Facebook’s competing monetisation feature will allow eligible creators to earn money from sharing short-form video content. In-stream ads can appear before, during, or after on-demand videos, while ads on Facebook Reels integrate into original short-form content.
To qualify, creators must comply with Meta’s partner monetisation policies and content monetisation policies. The policies discourage creators from buying followers or using “engagement farming” tactics to artificially boost their metrics and qualify for ad revenue sharing.Â
Additionally, creators must produce content in formats that are eligible for advertising, such as videos and reels that meet Meta’s quality standards and community guidelines. Creators must also be up to 18 years old, and have a minimum of 5,000 followers to monetise in-stream ads.
Meta’s monetisation move is a broader strategy to compete with platforms like TikTok and YouTube. By offering monetisation options, Meta hopes to attract and retain African content creators on its platforms.
Mobius enters liquidation
Mobius Motors, a Kenyan automaker, has entered voluntary liquidation 14 months after announcing plans to build manufacturing units in Tanzania and Uganda.
Mobius entered the Kenyan car manufacturing market in 2013 selling cheap SUVs. But the problem is that Kenyans don’t buy new cars—even if they are produced locally. This is even true for how Africans generally buy cars. For example, of Kenya’s 130,000 annual car imports, only about 9,500 are brand new—even fewer Kenyans buy these new cars every year. In Nigeria, only about 15% of cars imported are new cars.

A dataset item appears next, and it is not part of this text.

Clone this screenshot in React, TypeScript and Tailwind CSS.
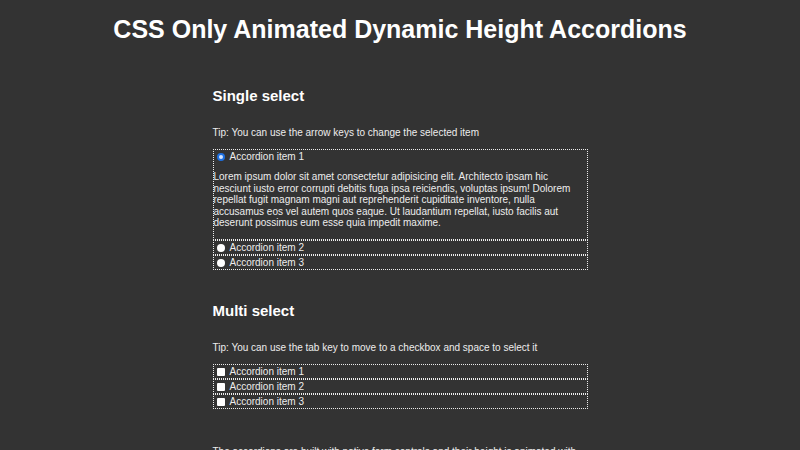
import { useState } from "react";

const items = ["Accordion item 1", "Accordion item 2", "Accordion item 3"];

const lorem =
  "Lorem ipsum dolor sit amet consectetur adipisicing elit. Architecto ipsam hic nesciunt iusto error corrupti debitis fuga ipsa reiciendis, voluptas ipsum! Dolorem repellat fugit magnam magni aut reprehenderit cupiditate inventore, nulla accusamus eos vel autem quos eaque. Ut laudantium repellat, iusto facilis aut deserunt possimus eum esse quia impedit maxime.";

function SingleSelect() {
  const [open, setOpen] = useState(0);

  return (
    <div>
      {items.map((label, i) => (
        <div key={label} className="border border-dotted border-[#ececec]">
          <label className="flex h-[13px] items-center">
            <input
              type="radio"
              name="single"
              checked={open === i}
              onChange={() => setOpen(i)}
              className="ml-[3px] mr-[5px] h-[8px] w-[8px] shrink-0 appearance-none rounded-full bg-white checked:border-[2px] checked:border-[#1d6fe0] checked:bg-[#d6e6ff]"
            />
            <span>{label}</span>
          </label>
          {open === i && <p className="mt-[8px] mb-[10.5px]">{lorem}</p>}
        </div>
      ))}
    </div>
  );
}

function MultiSelect() {
  const [open, setOpen] = useState<number[]>([]);

  const toggle = (i: number) =>
    setOpen((prev) => (prev.includes(i) ? prev.filter((x) => x !== i) : [...prev, i]));

  return (
    <div>
      {items.map((label, i) => (
        <div key={label} className="border border-dotted border-[#ececec]">
          <label className="flex h-[13px] items-center">
            <input
              type="checkbox"
              checked={open.includes(i)}
              onChange={() => toggle(i)}
              className="ml-[3px] mr-[5px] h-[8px] w-[8px] shrink-0 appearance-none rounded-[1px] bg-white checked:bg-[#1d6fe0]"
            />
            <span>{label}</span>
          </label>
          {open.includes(i) && <p className="mt-[8px] mb-[10.5px]">{lorem}</p>}
        </div>
      ))}
    </div>
  );
}

export default function App() {
  return (
    <div className="min-h-screen bg-[#333333] pb-10 font-['Liberation_Sans',Arial,sans-serif] text-[10px] leading-[11.5px] text-[#ededed]">
      <h1 className="pt-[15px] text-center text-[25px] leading-[28.75px] font-bold text-white">
        CSS Only Animated Dynamic Height Accordions
      </h1>

      <div className="mx-auto w-[375px]">
        {/* single */}
        <section className="mt-[43.5px]">
          <h2 className="mb-[22px] text-[15px] leading-[17.25px] font-bold text-white">Single select</h2>
          <p className="mb-[11px]">Tip: You can use the arrow keys to change the selected item</p>
          <SingleSelect />
        </section>

        {/* multi */}
        <section className="mt-[32.25px]">
          <h2 className="mb-[22px] text-[15px] leading-[17.25px] font-bold text-white">Multi select</h2>
          <p className="mb-[11px]">Tip: You can use the tab key to move to a checkbox and space to select it</p>
          <MultiSelect />
        </section>

        <p className="mt-[37px]">
          The accordions are built with native form controls and their height is animated with CSS only, so no
          JavaScript is needed to measure the content.
        </p>
      </div>
    </div>
  );
}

Buying a foreign second-hand car is cheaper, has resale value, and if you’re pressed for cash, it’s easier to sell. On the other hand, selling off a Mobius car no one has used or tested is not as easy.
This leaves local car-makers in a rut: they cannot compete on price, and as much as we dream of it, substituting imported cars for locally-made ones is a hard dance. It’s hard to imagine selling brand-new cars for cheap in the African market—given Mobius’s low sales, we likely have the answer we need.
Other local car-makers like Nigeria’s Innoson sell expensive cars; so when it has low sales, it recoups money from high margins. Morocco’s Laraki is even finding a new market by exporting its cars to Europe.
The argument is simple: don’t try to change market behaviour, adapt. Selling brand new locally-made cars is a hard place to compete in any African country.
Mobius’s financial woes were only one part of the problem, but the lack of sales, low realised profit, and Kenyans’ eroding purchasing power also contributed to its slow death. Mobius will sell its assets and join a growing list of Kenyan companies that have shut down operations this year.